Ты потерял всё, что раньше было твоим "я". Руки, которые убивали, больше не могут творить. Оскверненная убийством плоть не ступит больше на Благословенную землю. Тебе больше незачем жить — но и смерть не принесет тебе покоя.

Это все неправда, но ты еще не знаешь об этом. Ты потерял многое — и многое обретешь. Ты осознаешь то, из чего состоишь на самом деле. То, без чего ты действительно не смог бы жить. Форма. Цвет. Звук. Речь.
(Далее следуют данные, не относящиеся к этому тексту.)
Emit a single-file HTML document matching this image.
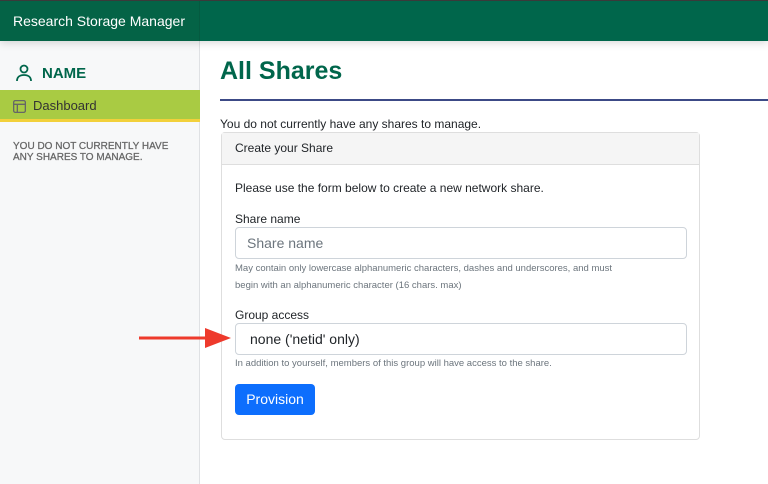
<!DOCTYPE html>
<html><head><meta charset="utf-8"><style>
*{box-sizing:border-box;margin:0;padding:0}
body{width:768px;height:484px;overflow:hidden;font-family:"Liberation Sans",sans-serif;background:#fff;position:relative;color:#212529}
.top{position:absolute;left:0;top:0;width:768px;height:41px;background:#00664b;border-top:1px solid #3a3a3a;box-shadow:0 2px 8px rgba(0,0,0,.15);z-index:2}
.brand{position:absolute;left:0;top:0;width:200px;height:40px;background:#046346;border-right:1px solid #055a40;color:#fff;font-size:14px;line-height:40px;padding-left:13px}
.side{position:absolute;left:0;top:41px;width:200px;height:443px;background:#f7f8f9;border-right:1px solid #dfe1e4}
.name{position:absolute;left:14px;top:22px;color:#00664b;font-weight:bold;font-size:15px;display:flex;align-items:center}
.dash{position:absolute;left:0;top:49px;width:200px;height:32px;background:#a9cb43;border-bottom:3px solid #f2d03b;font-size:13px;color:#333;line-height:31px;padding-left:33px}
.msg{position:absolute;left:13px;top:101px;font-size:10px;color:#666;line-height:10.5px;font-weight:500;-webkit-text-stroke:.25px #666}
h1{position:absolute;left:220px;top:57px;font-size:25px;color:#00664b;font-weight:bold}
.rule{position:absolute;left:220px;top:99px;width:548px;height:2px;background:#3c4a86}
.p1{position:absolute;left:220px;top:117px;font-size:12px}
.card{position:absolute;left:221px;top:132px;width:479px;height:308px;border:1px solid #dedede;border-radius:4px}
.ch{height:32px;background:#f5f5f5;border-bottom:1px solid #dedede;font-size:12px;line-height:31px;padding-left:13px}
.t{position:absolute;left:13px;font-size:12px}
.in{position:absolute;left:13px;width:452px;height:32px;border:1px solid #ced4da;border-radius:4px;font-size:14px;line-height:30px;padding-left:11px}
.small{position:absolute;left:13px;font-size:9.5px;color:#6c757d;line-height:16.5px}
.btn{position:absolute;left:13px;top:251px;width:80px;height:31px;background:#0d6efd;border-radius:4px;color:#fff;font-size:14px;line-height:31px;text-align:center}
</style></head><body>
<div class="top"><div class="brand">Research Storage Manager</div></div>
<div class="side">
<div class="name"><svg width="20" height="20" viewBox="0 0 20 20" fill="none" stroke="#00664b" stroke-width="1.8"><circle cx="10" cy="6" r="3.5"/><path d="M3 18c0-4 3-6 7-6s7 2 7 6"/></svg><span style="margin-left:8px">NAME</span></div>
<div class="dash"><svg style="position:absolute;left:13px;top:10px" width="13" height="13" viewBox="0 0 12 12" fill="none" stroke="#666" stroke-width="1.2"><rect x=".6" y=".6" width="10.8" height="10.8" rx="1.5"/><path d="M.6 4h10.8M4 4v7.4"/></svg>Dashboard</div>
<div class="msg">YOU DO NOT CURRENTLY HAVE<br>ANY SHARES TO MANAGE.</div>
</div>
<h1>All Shares</h1>
<div class="rule"></div>
<div class="p1">You do not currently have any shares to manage.</div>
<div class="card">
<div class="ch">Create your Share</div>
<div class="t" style="top:48px">Please use the form below to create a new network share.</div>
<div class="t" style="top:79px">Share name</div>
<div class="in" style="top:94px;color:#6c757d">Share name</div>
<div class="small" style="top:128px">May contain only lowercase alphanumeric characters, dashes and underscores, and must<br>begin with an alphanumeric character (16 chars. max)</div>
<div class="t" style="top:175px">Group access</div>
<div class="in" style="top:190px;padding-left:14px">none ('netid' only)</div>
<div class="small" style="top:223px">In addition to yourself, members of this group will have access to the share.</div>
<div class="btn">Provision</div>
</div>
<svg style="position:absolute;left:137px;top:326px" width="95" height="24" viewBox="0 0 95 24"><path d="M2 12H72" stroke="#ee3a2c" stroke-width="3"/><path d="M68 2L94 12L68 22Z" fill="#ee3a2c"/></svg>
</body></html>
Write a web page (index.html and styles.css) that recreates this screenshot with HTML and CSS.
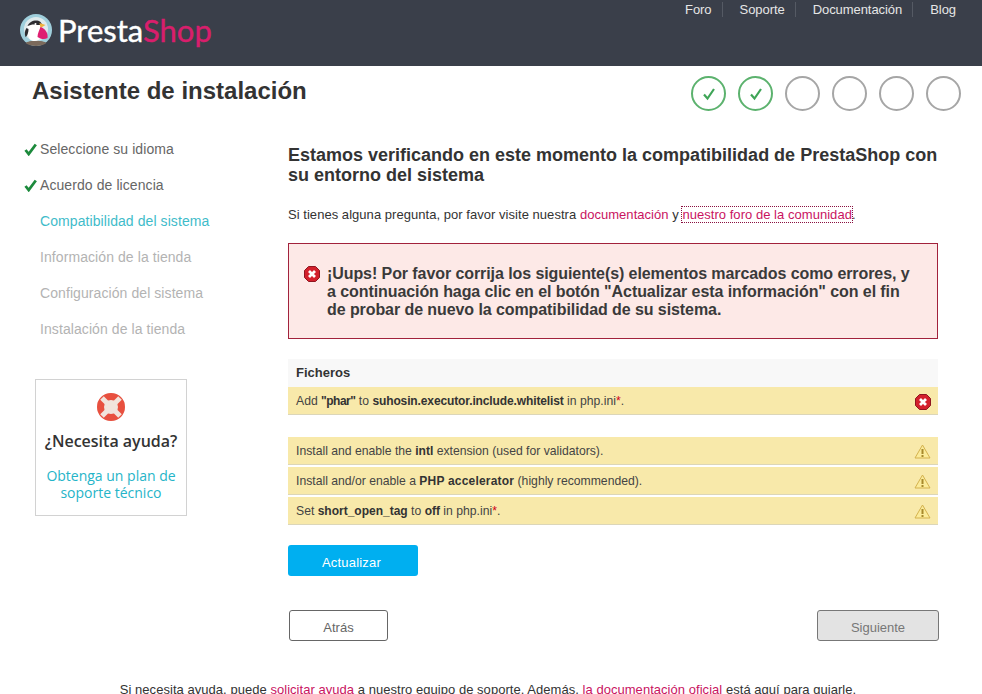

Имя. Много имен. Ты — и не-ты. Любовь. Небо. Свет.

Эле! Смотри!

Это как второе рождение.

Ты пройдешь через самый страшных холод, и самую страшную тьму — отчаяние. Оттуда ты вынесешь сокровище — своё имя. Свое настоящее "я". Esse. Estel.

Правда, тебе может не хватить сил. Тогда ты умрешь — и смерть не принесет тебе покоя.

Мы играем в обретение надежды.

"Но рассмеялся Феанаро и сказал Нолдор: вам предрекли скорбь? Но мы познали ее в Амане. В Амане низверглись мы от блаженства к скорби. Попытаемся же теперь взойти через скорбь к радости — или хотя бы к свободе."